There are many factors that define a hipster in our minds. Glasses always seem to be at the top of the list, but clothing matters too, and, of course, there is their obsession with the latest, coolest music. And it's that quality that a new study from Harvard University sheds a little light on. The researchers found that it's a quest to have unique tastes that drives people into being hipsters. They analyzed the Facebook pages of 200 college students over four years, and they concluded that "students who shared similar tastes in music bonded, instead of those students passing on tastes to each other."
So, in other words, you're more likely to strike up a new friendship with someone whom you deem cool because they already like the same unknown bands you do, rather than adopting the favorite bands of your existing friends. As Kevin Lewis, the study's lead researcher put it,
The meaning of an indie/alternative taste rests not just in the taste itself—but also in being the only one among one's friendship circle that expresses it. If I like The Decemberists, and suddenly my friends start liking them too, suddenly I'm no longer socially distinctive. So this taste loses much of its appeal and I will run off in search of some new band to express my "hip" identity.

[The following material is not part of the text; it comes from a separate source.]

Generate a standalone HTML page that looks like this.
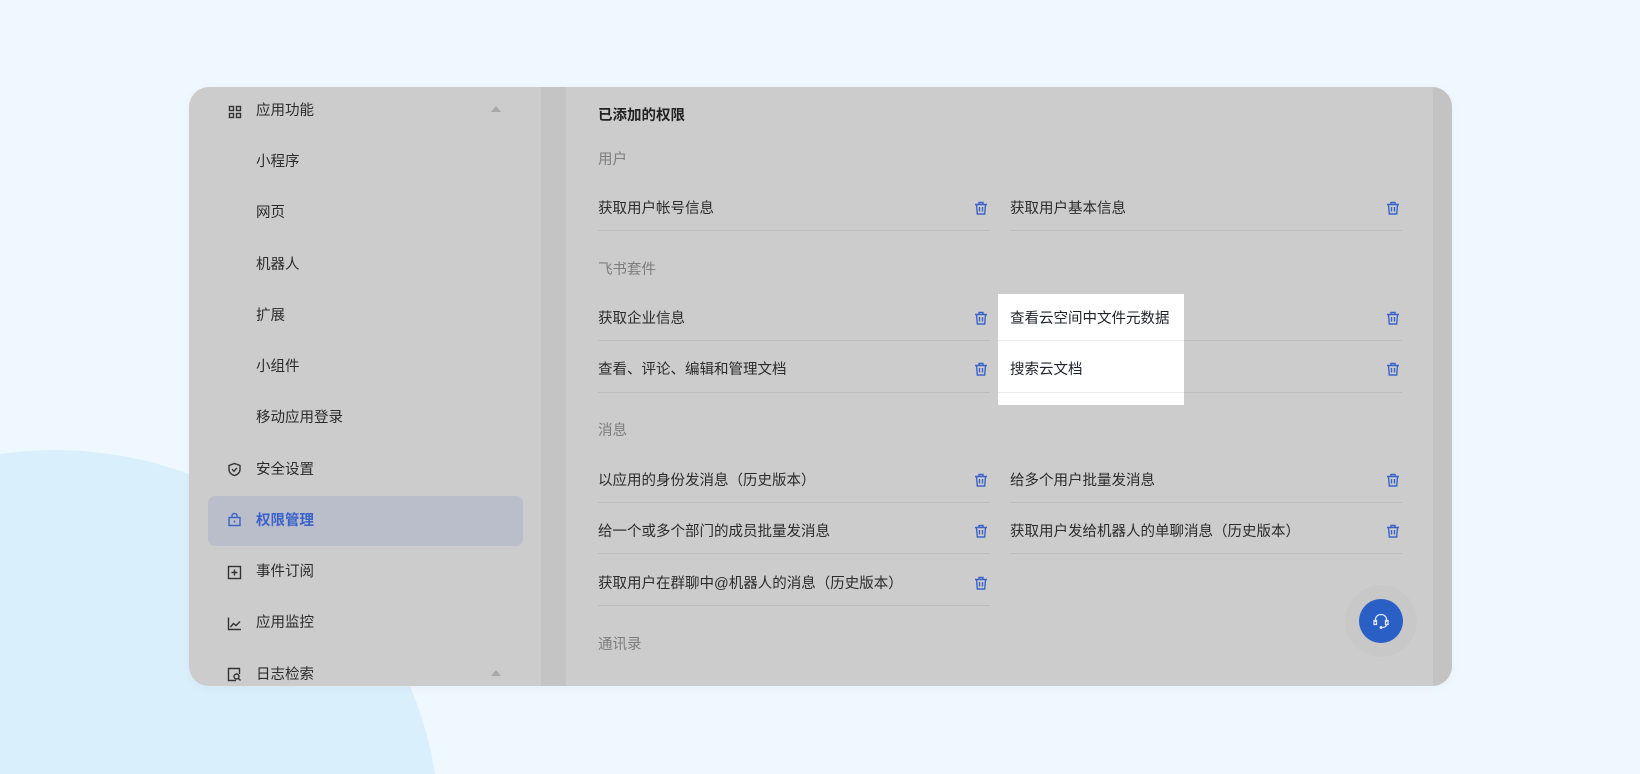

Of course, this cycle can continue almost unendingly. You keep seeking out new, ever more obscure music until you are—at least in your own mind—so cool and your music tastes so distinctive that there is literally no one left in the world that is hip enough for you to be friends with. That must be the pinnacle of hipsterdom, a lonely mountaintop where you sit in your plaid shirt and workboots and listen to music only you can hear. Luckily when you're up there you can still see—and feel superior to—all the mainstream losers down at sea level because you've got your big old glasses on.